A fund which the Government says is designed to improve struggling high streets was given out to the most marginal seats for electoral reasons, according to senior figures in the Labour Party at Gedling Borough Council.
Earlier this month, it was announced 100 towns would receive up to £25 million each, including five in Nottinghamshire, as part of the Towns Fund.
This came after a separate fund – the Future High Street Fund – also announced 100 towns would receive money following a bidding process.
Some towns were included on both lists, but many town centres – including Arnold – were on neither.
Gedling Labour say the areas Towns Fund list were chosen by the Government for purely political reasons, and deprived areas which badly need the money missed out because they were in safe Labour seats.
The Government said the towns were chosen for a range of reasons, but has not disclosed the methodology it used, despite requests.
In Ashfield, Nottinghamshire’s most-marginal seat, two towns have been promised the money – Kirkby-in-Ashfield and Sutton-in-Ashfield.
Labour currently hold this seat by 441 votes.
In the second-most marginal seat in the county – Broxtowe – Stapleford received money.
Mansfield – the seat with the third-closest margin and currently held by the Conservatives – also received money.
Gedling is the fourth-most marginal seat, and did not receive any money.
In total, 94 of the 100 towns in the Town Fund voted for Brexit. Of the 17 top Conservative target seats at the next general election, 11 received funds.
The Government said a methodology was used to select the towns, using qualitative and quantitative data, which included “deprivation, exposure to Brexit, productivity, economic resilience and investment opportunities”.
However a request by the Local Democracy Reporting Service to see a copy of the methodology was declined.
Labour figures at Gedling Borough Council claimed the methodology does not exist at all, and that the funds were used for “blatant electioneering” ahead of an expected election.
Last night, at a meeting of Gedling Borough Council, Labour voted through a motion calling for the Government to “immediately publish” the criteria used to choose the 100 towns.
The Conservatives at Gedling proposed an amendment to the motion so it didn’t criticise the Government, but this was defeated.
Councillor Michael Payne, the deputy leader of the council who represents the Redhill ward for Labour, said: “What’s disappointing, and hugely disingenuous, bordering on naked political electioneering about the New Towns Fund, is that it was a series of hand-picked 100 towns, chosen by Government ministers.
“No criteria published, no application process, and no publication about how they chose those 100 towns.

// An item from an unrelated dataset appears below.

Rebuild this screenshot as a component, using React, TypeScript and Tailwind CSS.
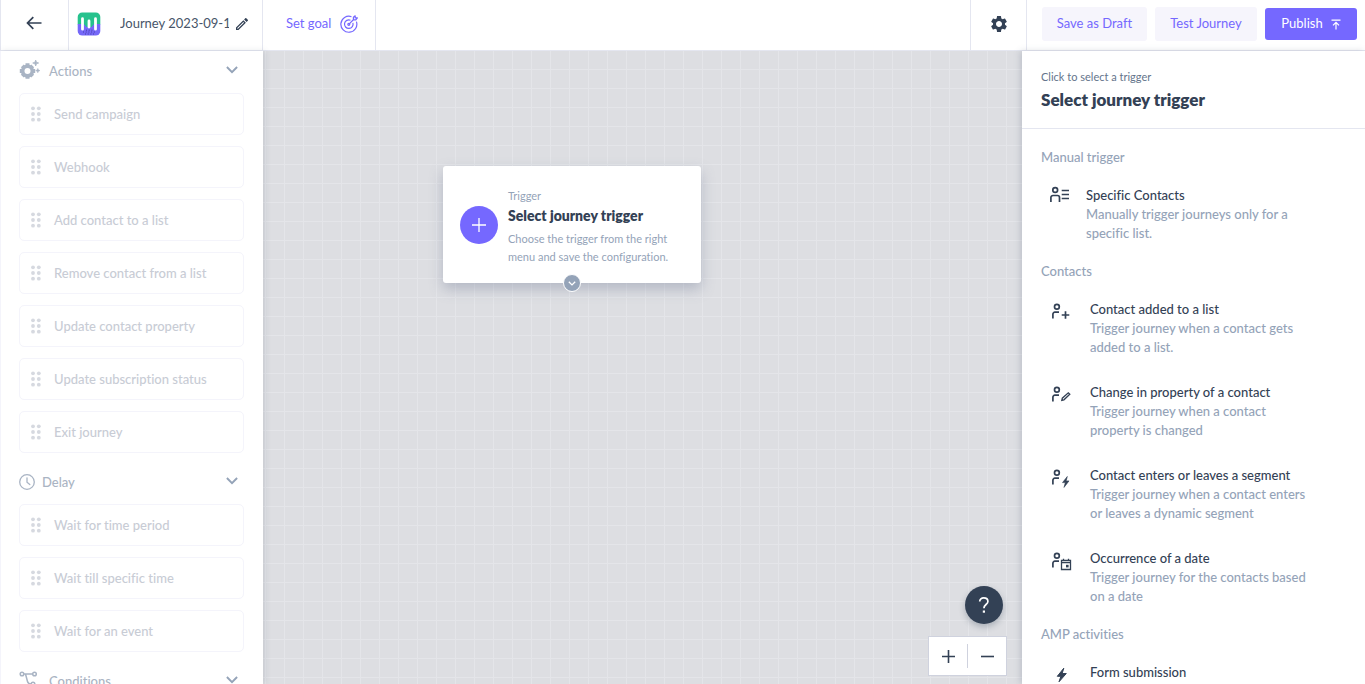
import React from "react";
import { MdSettings, MdOutlineEdit } from "react-icons/md";

const actions = [
  "Send campaign",
  "Webhook",
  "Add contact to a list",
  "Remove contact from a list",
  "Update contact property",
  "Update subscription status",
  "Exit journey",
];
const delays = ["Wait for time period", "Wait till specific time", "Wait for an event"];

function Logo() {
  return (
    <svg width="24" height="24" viewBox="0 0 24 24" aria-hidden="true">
      <defs>
        <clipPath id="logo-clip">
          <rect x="0.7" y="0.5" width="22.600" height="23" rx="4.500" />
        </clipPath>
      </defs>
      <g clipPath="url(#logo-clip)">
        <rect x="0" y="0" width="24" height="12.500" fill="#26c28d" />
        <rect x="0" y="12" width="24" height="12" fill="#7568f8" />
        <path d="M6 11l3.500 4h5L18 11z" fill="#26c28d" />
      </g>
      <path d="M5.500 6.700v10.500M18.500 6.700v10.500" stroke="#fff" strokeWidth="2.800" strokeLinecap="round" />
      <path d="M12 9v6" stroke="#fff" strokeWidth="2.800" strokeLinecap="round" />
      <path d="M6 20h13M8 22h9M9 18.200h7" stroke="#41399a" strokeWidth="0.900" strokeDasharray="1 1.700" />
    </svg>
  );
}

function TargetIcon() {
  return (
    <svg width="19" height="18" viewBox="0 0 19 18" fill="none" stroke="#7568ff" strokeWidth="1.200" aria-hidden="true">
      <path d="M11.500 1.700A8 8 0 1 0 16.400 6.600" />
      <path d="M10.500 5.200A4.300 4.300 0 1 0 12.900 7.900" />
      <path d="M8.800 9.300l4.800-4.800M13.400 4.700V2.300L15.200.8v2.100h2.200l-1.600 1.900z" strokeLinejoin="round" />
      <circle cx="8.800" cy="9.300" r="1" />
    </svg>
  );
}

function ActionsIcon() {
  return (
    <svg width="21" height="20" viewBox="0 0 21 20" aria-hidden="true">
      <g fill="#a9b4c4">
        <circle cx="8.500" cy="11" r="6.600" />
        <g stroke="#a9b4c4" strokeWidth="4">
          <path d="M8.500 3.300v15.400M.8 11h15.400M3.300 5.800l10.400 10.400M13.700 5.800L3.300 16.200" />
        </g>
        <path d="M16.700 0l.8 2.200 2.200.8-2.200.8-.8 2.200-.8-2.200-2.200-.8 2.200-.8z" stroke="#a9b4c4" strokeWidth=".7" />
        <path d="M18.800 8.500l.6 1.500 1.500.6-1.500.6-.6 1.500-.6-1.500-1.500-.6 1.500-.6z" stroke="#a9b4c4" strokeWidth=".6" />
      </g>
      <circle cx="8.500" cy="11" r="3" fill="#fff" />
    </svg>
  );
}

function ClockIcon() {
  return (
    <svg width="16" height="16" viewBox="0 0 16 16" fill="none" stroke="#a9b4c4" strokeWidth="1.300" aria-hidden="true">
      <circle cx="8" cy="8" r="7.300" />
      <path d="M8 3.800V8.300l2.800 2.200" strokeLinecap="round" />
    </svg>
  );
}

function BranchIcon() {
  return (
    <svg width="21" height="19" viewBox="0 0 21 19" fill="none" stroke="#a9b4c4" strokeWidth="1.500" aria-hidden="true">
      <circle cx="3" cy="3" r="1.800" />
      <circle cx="15.500" cy="3" r="1.800" />
      <circle cx="14" cy="13" r="1.800" />
      <path d="M4.800 3h8.900M6.500 3l2 7.500c.4 1.600 1.400 2.500 3.700 2.500" />
    </svg>
  );
}

function Chevron() {
  return (
    <svg width="12" height="8" viewBox="0 0 12 8" fill="none" stroke="#94a3b8" strokeWidth="1.900" aria-hidden="true">
      <path d="M.9 1l5.100 5.200L11.100 1" />
    </svg>
  );
}

function DragDots() {
  return (
    <svg width="10" height="16" viewBox="0 0 10 16" fill="#d6d9e0" aria-hidden="true">
      <circle cx="2" cy="2.300" r="1.900" />
      <circle cx="7.800" cy="2.300" r="1.900" />
      <circle cx="2" cy="8" r="1.900" />
      <circle cx="7.800" cy="8" r="1.900" />
      <circle cx="2" cy="13.700" r="1.900" />
      <circle cx="7.800" cy="13.700" r="1.900" />
    </svg>
  );
}

function PublishIcon() {
  return (
    <svg width="10" height="11" viewBox="0 0 10 11" fill="none" stroke="#fff" strokeWidth="1.200" aria-hidden="true">
      <path d="M.5 1.100h9M5 10.500V3.600M2 6.400l3-3 3 3" />
    </svg>
  );
}

function PersonList() {
  return (
    <svg width="24" height="24" viewBox="0 0 24 24" fill="none" stroke="#334155" strokeWidth="1.700" aria-hidden="true">
      <circle cx="6.200" cy="4" r="2.400" />
      <path d="M1.900 16V11.500a2 2 0 0 1 2-2h4.600a2 2 0 0 1 2 2V16M12.700 4.500h7.300M12.700 8.500h7.300M12.700 12.500h7.300" />
    </svg>
  );
}

function Person({ children }: { children: React.ReactNode }) {
  return (
    <svg width="24" height="24" viewBox="0 0 24 24" fill="none" stroke="#334155" strokeWidth="1.700" aria-hidden="true">
      <circle cx="7.900" cy="6.800" r="2.400" />
      <path d="M3.900 18.500V14.200a2 2 0 0 1 2-2H10" />
      {children}
    </svg>
  );
}

function Section({ title, children }: { title: string; children: React.ReactNode }) {
  return (
    <section className="flex flex-col gap-[19px]">
      <h3 className="text-[13px] leading-[19px] font-medium text-[#94a3b8]">{title}</h3>
      <div className="flex flex-col gap-[26px]">{children}</div>
    </section>
  );
}

function Trigger({
  icon,
  title,
  text,
  wide,
}: {
  icon: React.ReactNode;
  title: string;
  text?: string;
  wide?: boolean;
}) {
  return (
    <button type="button" className={wide ? "flex gap-[13px] pl-2 text-left" : "flex gap-[17px] pl-2 text-left"}>
      <span className="shrink-0">{icon}</span>
      <span className="block max-w-[226px] text-[13px] leading-[19px] font-medium">
        <span className="block text-[#334155]">{title}</span>
        {text && <span className="block text-[#94a3b8]">{text}</span>}
      </span>
    </button>
  );
}

function Group({
  icon,
  title,
  items,
  first,
}: {
  icon: React.ReactNode;
  title: string;
  items: string[];
  first?: boolean;
}) {
  return (
    <section>
      <button
        type="button"
        className={
          first
            ? "flex h-[42px] w-full items-center justify-between pr-[6px] pb-1"
            : "flex h-[51px] w-full items-center justify-between pt-[6px] pr-[6px]"
        }
      >
        <span className="flex items-center gap-[7px] text-[13px] font-medium text-[#aab4c3]">
          {icon}
          <span className={title === "Delay" ? "pt-[3px]" : "pt-[3px] pl-[2px]"}>{title}</span>
        </span>
        <span className="pb-px">
          <Chevron />
        </span>
      </button>
      <ul className="flex flex-col gap-[11px]">
        {items.map((item) => (
          <li
            key={item}
            className="flex h-[42px] items-center gap-[13px] rounded-[5px] border border-[#f4f4fb] pl-[11px] text-[13px] font-medium text-[#c8ccd5]"
          >
            <DragDots />
            <span className="pt-[2px]">{item}</span>
          </li>
        ))}
      </ul>
    </section>
  );
}

export default function App() {
  return (
    <div className="flex h-screen flex-col overflow-hidden bg-white font-['Lato',sans-serif] text-[#334155] [font-variant-ligatures:none]">
      <header className="flex h-[51px] shrink-0 border-b border-l border-[#e4e6f0]">
        <div className="flex w-[68px] items-center justify-center border-r border-[#e4e6f0] pr-[2px] pb-1">
          <button type="button" aria-label="Back">
            <svg width="16" height="14" viewBox="0 0 16 14" fill="none" stroke="#334155" strokeWidth="1.700" aria-hidden="true">
              <path d="M15.500 7H1.500M7.300 1.200L1.500 7l5.800 5.800" />
            </svg>
          </button>
        </div>
        <div className="flex w-[194px] items-center border-r border-[#e4e6f0] pb-[3px] pl-2">
          <Logo />
          <input
            aria-label="Journey name"
            defaultValue="Journey 2023-09-12"
            className="ml-[19px] w-[109px] bg-transparent text-[13px] text-[#475569] outline-none"
          />
          <button type="button" aria-label="Rename journey" className="ml-[5px]">
            <MdOutlineEdit size={16} color="#334155" />
          </button>
        </div>
        <button
          type="button"
          className="flex w-[113px] items-center gap-[9px] border-r border-[#e4e6f0] pb-[3px] pl-[23px] text-[13px] text-[#7568ff]"
        >
          Set goal
          <TargetIcon />
        </button>
        <div className="ml-auto flex">
          <button
            type="button"
            aria-label="Settings"
            className="flex w-[57px] items-center justify-center border-x border-[#e4e6f0] pb-[3px]"
          >
            <MdSettings size={20} color="#334155" />
          </button>
          <div className="flex items-center gap-2 pr-2 pb-[2px] pl-[15px] text-[13px]">
            <button type="button" className="h-[34px] w-[105px] rounded-[3px] bg-[#f6f5fc] text-[#7568ff]">
              Save as Draft
            </button>
            <button type="button" className="h-[34px] w-[102px] rounded-[3px] bg-[#f6f5fc] text-[#7568ff]">
              Test Journey
            </button>
            <button
              type="button"
              className="flex h-8 w-[92px] items-center justify-center gap-2 rounded-[3px] bg-[#7568ff] text-white"
            >
              Publish
              <PublishIcon />
            </button>
          </div>
        </div>
      </header>

      <div className="flex min-h-0 flex-1">
        <aside className="z-10 w-[263px] shrink-0 overflow-hidden border-l border-[#f4f4fb] bg-white pr-[19px] pl-[18px] shadow-[2px_0_6px_rgba(100,110,130,0.18)]">
          <Group first icon={<ActionsIcon />} title="Actions" items={actions} />
          <Group icon={<ClockIcon />} title="Delay" items={delays} />
          <Group icon={<BranchIcon />} title="Conditions" items={[]} />
        </aside>

        <main className="relative min-w-0 flex-1 overflow-hidden bg-[#dddee2] bg-[linear-gradient(to_right,#e4e5e9_1px,transparent_1px),linear-gradient(to_bottom,#e4e5e9_1px,transparent_1px)] bg-[size:19px_19px] bg-[position:2px_18px]">
          <div className="absolute top-[115px] left-[180px] flex h-[117px] w-[258px] items-center gap-[10px] rounded-[3px] bg-white pl-[17px] shadow-[0_6px_14px_rgba(100,112,140,0.35)]">
            <button
              type="button"
              aria-label="Add trigger"
              className="flex size-[38px] shrink-0 items-center justify-center rounded-full bg-[#7568ff]"
            >
              <svg width="14" height="14" viewBox="0 0 14 14" stroke="#fff" strokeWidth="1.300" aria-hidden="true">
                <path d="M7 0v14M0 7h14" />
              </svg>
            </button>
            <div className="pt-1 text-[11px] leading-[18px] text-[#94a3b8]">
              <p>Trigger</p>
              <h2 className="pb-[3px] text-[14px] leading-[22px] font-extrabold text-[#334155]">Select journey trigger</h2>
              <p className="w-[172px]">Choose the trigger from the right menu and save the configuration.</p>
            </div>
            <span className="absolute -bottom-[9px] left-[120px] flex size-[18px] items-center justify-center rounded-full border border-white bg-[#94a3b8]">
              <svg width="8" height="5" viewBox="0 0 8 5" fill="none" stroke="#fff" strokeWidth="1.300" aria-hidden="true">
                <path d="M.8.7L4 3.900 7.200.7" />
              </svg>
            </span>
          </div>

          <button
            type="button"
            aria-label="Help"
            className="absolute right-[19px] bottom-[60px] flex size-[38px] items-center justify-center rounded-full bg-[#334155] shadow-[0_3px_6px_rgba(51,65,85,0.3)]"
          >
            <svg width="12" height="18" viewBox="0 0 12 18" fill="none" stroke="#fff" strokeWidth="1.700" aria-hidden="true">
              <path d="M1.700 5.600C1.700 3.200 3.500 1.900 5.700 1.900s4.200 1.300 4.200 3.500c0 3-4 3.300-4 6.800" />
              <path d="M5.900 14.500v2.200" strokeWidth="2.200" />
            </svg>
          </button>
          <div className="absolute right-[15px] bottom-2 flex h-10 w-[79px] items-center border border-[#cfd2de] bg-white">
            <button type="button" aria-label="Zoom in" className="flex flex-1 justify-center">
              <svg width="13" height="13" viewBox="0 0 13 13" stroke="#334155" strokeWidth="1.600" aria-hidden="true">
                <path d="M6.500 0v13M0 6.500h13" />
              </svg>
            </button>
            <span className="h-6 w-px bg-[#cfd2de]" />
            <button type="button" aria-label="Zoom out" className="flex flex-1 justify-center">
              <svg width="13" height="13" viewBox="0 0 13 13" stroke="#334155" strokeWidth="1.600" aria-hidden="true">
                <path d="M0 6.500h13" />
              </svg>
            </button>
          </div>
        </main>

        <aside className="z-10 w-[343px] shrink-0 overflow-hidden bg-white shadow-[-2px_0_6px_rgba(100,110,130,0.25)]">
          <div className="h-[78px] border-b border-[#e4e6f0] pt-[17px] pl-[19px]">
            <p className="text-[11px] leading-[18px] text-[#64748b]">Click to select a trigger</p>
            <h1 className="text-[17px] leading-7 font-extrabold">Select journey trigger</h1>
          </div>
          <div className="flex flex-col gap-[19px] pt-[19px] pl-[19px]">
            <Section title="Manual trigger">
              <Trigger
                wide
                icon={<PersonList />}
                title="Specific Contacts"
                text="Manually trigger journeys only for a specific list."
              />
            </Section>
            <Section title="Contacts">
              <Trigger
                icon={
                  <Person>
                    <path d="M16.500 11.200v7.600M12.700 15h7.600" />
                  </Person>
                }
                title="Contact added to a list"
                text="Trigger journey when a contact gets added to a list."
              />
              <Trigger
                icon={
                  <Person>
                    <path d="M12.800 17.400l.5-2.200 6-5.400 1.500 1.500-5.900 5.500z" strokeWidth="1.300" />
                  </Person>
                }
                title="Change in property of a contact"
                text="Trigger journey when a contact property is changed"
              />
              <Trigger
                icon={
                  <Person>
                    <path
                      d="M18.300 10.500l-4.800 6.100h2.800l-1.300 4.800 5-6.500h-2.800z"
                      fill="#334155"
                      strokeWidth=".6"
                      strokeLinejoin="round"
                    />
                  </Person>
                }
                title="Contact enters or leaves a segment"
                text="Trigger journey when a contact enters or leaves a dynamic segment"
              />
              <Trigger
                icon={
                  <Person>
                    <path d="M12.500 11.500h9v9h-9zM12.500 13.700h9M14.500 9.700v2M19.500 9.700v2" strokeWidth="1.300" />
                    <path d="M17 15.800h2.600v2.600h-2.600z" fill="#334155" stroke="none" />
                  </Person>
                }
                title="Occurrence of a date"
                text="Trigger journey for the contacts based on a date"
              />
            </Section>
            <Section title="AMP activities">
              <Trigger
                icon={
                  <svg width="24" height="24" viewBox="0 0 24 24" fill="#334155" stroke="#334155" strokeLinejoin="round" aria-hidden="true">
                    <path d="M14.800 5.200L8.300 13.300h3.600L10 18.800 17.300 10.500h-4.200z" />
                  </svg>
                }
                title="Form submission"
              />
            </Section>
          </div>
        </aside>
      </div>
    </div>
  );
}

“I don’t decry those towns receiving £25 million, but what I find reprehensible is the Government hand-picking towns where there’s not a jot of transparency about how that decision was made, who made that decision, and why that decision was made.
“We are saying it’s not acceptable for the Government to turn its back on our towns. We’re not asking them to deprive other towns of the opportunity, we are simply saying ‘give us out fair share of a slice of the cake’.”
Conservative councillor Sam Smith represents the Trent Valley ward, and told the meeting: “Councillor Payne says the government has rejected Gedling. But the fact is the expression of interest put forward by this council for a share of these funds (The Future High Street Fund) failed to score higher than 100 councils, which I am just as disappointed in as he is.
“Not all are Conservative run, Ashfield is run by the Independents and Doncaster is run by Labour.
“To say the Government has turned its back on Gedling is simply not true. Since 2010 thanks to the proud Conservative Government policies, there are 370 more businesses thriving in Gedling, there are 677 fewer people claiming unemployment benefits and there are 685 first-time buyers in Gedling owning their own home.”
A spokeswoman from the Ministry of Housing, Communities and Local Government said: “All 100 towns were chosen according to the same selection methodology.
“This included analysis of deprivation, exposure to Brexit, productivity, economic resilience and investment opportunities.”
The head of a retail consultancy firm which looked into how the money had been allocated said it was “little surprise” the money had gone to marginal seats.
Jonathan De Mello, head of retail consultancy at Harper Dennis Hobbs, said: “With an election looking likely, it is little surprise that the Prime Minister has signposted investment towards marginal seats, largely in Brexit-supporting regions.
“These marginal seats will shape the make-up of the next Parliament, and Government investment in their high streets will arm the Conservatives with powerful local campaign messaging.
“Of the ten English local authorities we have identified as having the worst performing retail centres, just one has been shortlisted for funding.
“It is disappointing that some of the local authorities most in need of further rejuvenation – such as Gedling in Nottinghamshire, Salford in Greater Manchester and Knowsley in Merseyside, are likely to miss out, possibly due to political decisions.”